University of Washington Bothell
Technology Advisory Committee
December 16, 2010
Attending: Andreas Brockhaus, Eric Chan, Brian Fletcher, David Goldstein, Ted Hiebert, David Lane, Sarah Leadley, Lane McKittrick, Tim Rhoades, Joe Shelley, and Betsy Tippens,
Absent: Carol Leppa, Lindsey Wille, and IRSC representative
Introduction and Role of the Committee:
The Technology Advisory Committee (TAC) has been formed in response to the expanding role of technology on campus and the need for a broader campus conversation related to technology. The role of committee is to provide recommendations and advice regarding technology strategic direction, planning, and policy.
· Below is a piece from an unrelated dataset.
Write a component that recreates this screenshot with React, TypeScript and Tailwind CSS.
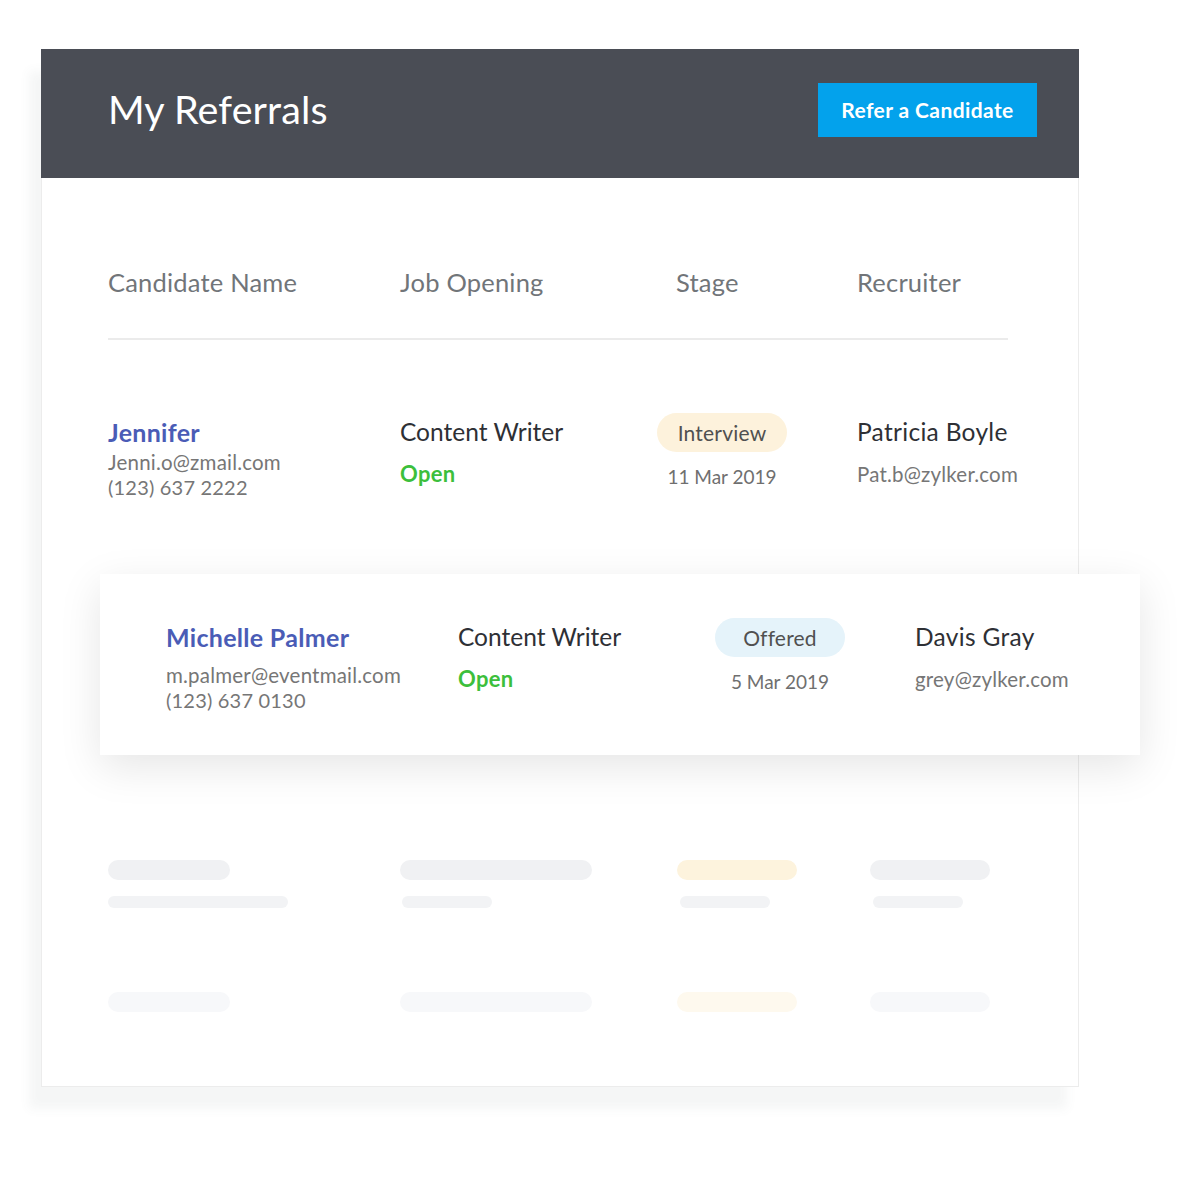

The committee was asked to think broadly as we engage with this work. Committee members come from a wide variety of campus constituents and have a diversity of viewpoints. However, the membership is not representative of every group on campus. The committee will work intentionally to engage the campus frequently in order to include as many voices as possible in our recommendations. Although much of the committee’s work will involve academic technology, it is important to note that our focus will include administrative technologies that have a broad impact as well.
TAC is advisory to the Assistant Vice Chancellor for Information Technologies, Betsy Tippens. Betsy will take recommendations to Academic Council, Cabinet, or the Chancellor's Executive Committee as appropriate.
How do we communicate internally within the committee?
The committee decided to use email for communication regarding logistics. A distribution list, TAC@uwb.edu, has been set up for this purpose
For sharing and collaborating on documents, as well as for online discussions, the committee will use Blackboard. Andreas Brockhaus will setup a course for the committee’s use.
How do we communicate with the rest of the campus?
After discussion, the committee decided that a multi-pronged approach was important. We will maintain a list of communication venues and tools, and determine an appropriate approach or set of approaches for each communication. For example, a tool with a “broadcast mentality” would work best for simply sharing information, but a more collaborative tool would be necessary for obtaining feedback and input. Sarah Leadley said that the Library had developed a preliminary list of marketing outlets that we could use a starting point. It was also decided that in-person announcement and information sharing sessions should be used as often as possible. Eric Chan mentioned that ASUWB has regular events that have been successful at getting information to students.
The committee discussed a TAC website and agreed that it would be useful for dissemination of information about committee activities. After some discussion of its place within the UWB website, the committee decided it should be housed on the IT site, and at the top level within that site. Information to post on the website includes:
- Link to the Technology and Teaching Innovation Task Force recommendations
- Reports, actions, and recommendations of the committee
- Links to other technology-related resources, including the Horizon Report and EDUCAUSE.
Joe Shelley had already created a very preliminary site, and he will continue to post content for the TAC website. David Lane offered to help as well.
Betsy suggested that we’ll try a variety of communication methods as we work through the year. It is likely that our methods will evolve as we move forward and get more experience with our communication processes.
Overview of the coming year’s issues:
Several issues had been listed on the agenda as ones that IT staff have already identified. These are:
- Budget proposals
- Development of a Learning Technologies/online learning roadmap
o Learning Management System future
o Campus strategies for hybrid courses
o Cloud services
- Guidelines for reusing computer equipment
- Guidelines for allocation of equipment replacement funds
Betsy asked the committee what additional issues we should address this year. These were suggested:
- Training and support issues, particularly faculty development as it relates to changes in campus technology; for example, a potential increase in hybrid courses.
- Issues related to mobile devices, including security issues, use in class, and bandwidth.
- Support for off-site locations such as the ELC in Bellevue.
- Support for centers, fee-based programs, research work, and other activities not funded by state dollars.
- The expansion of digital media work and how to coordinate support and efforts across various academic programs.
- Paperless office initiatives
The committee needs to prioritize all of these issues and determine which ones to work on this year.
Parking Lot (for later discussion):
- What “technology” is in the purview of our group? Lab equipment? Calculators?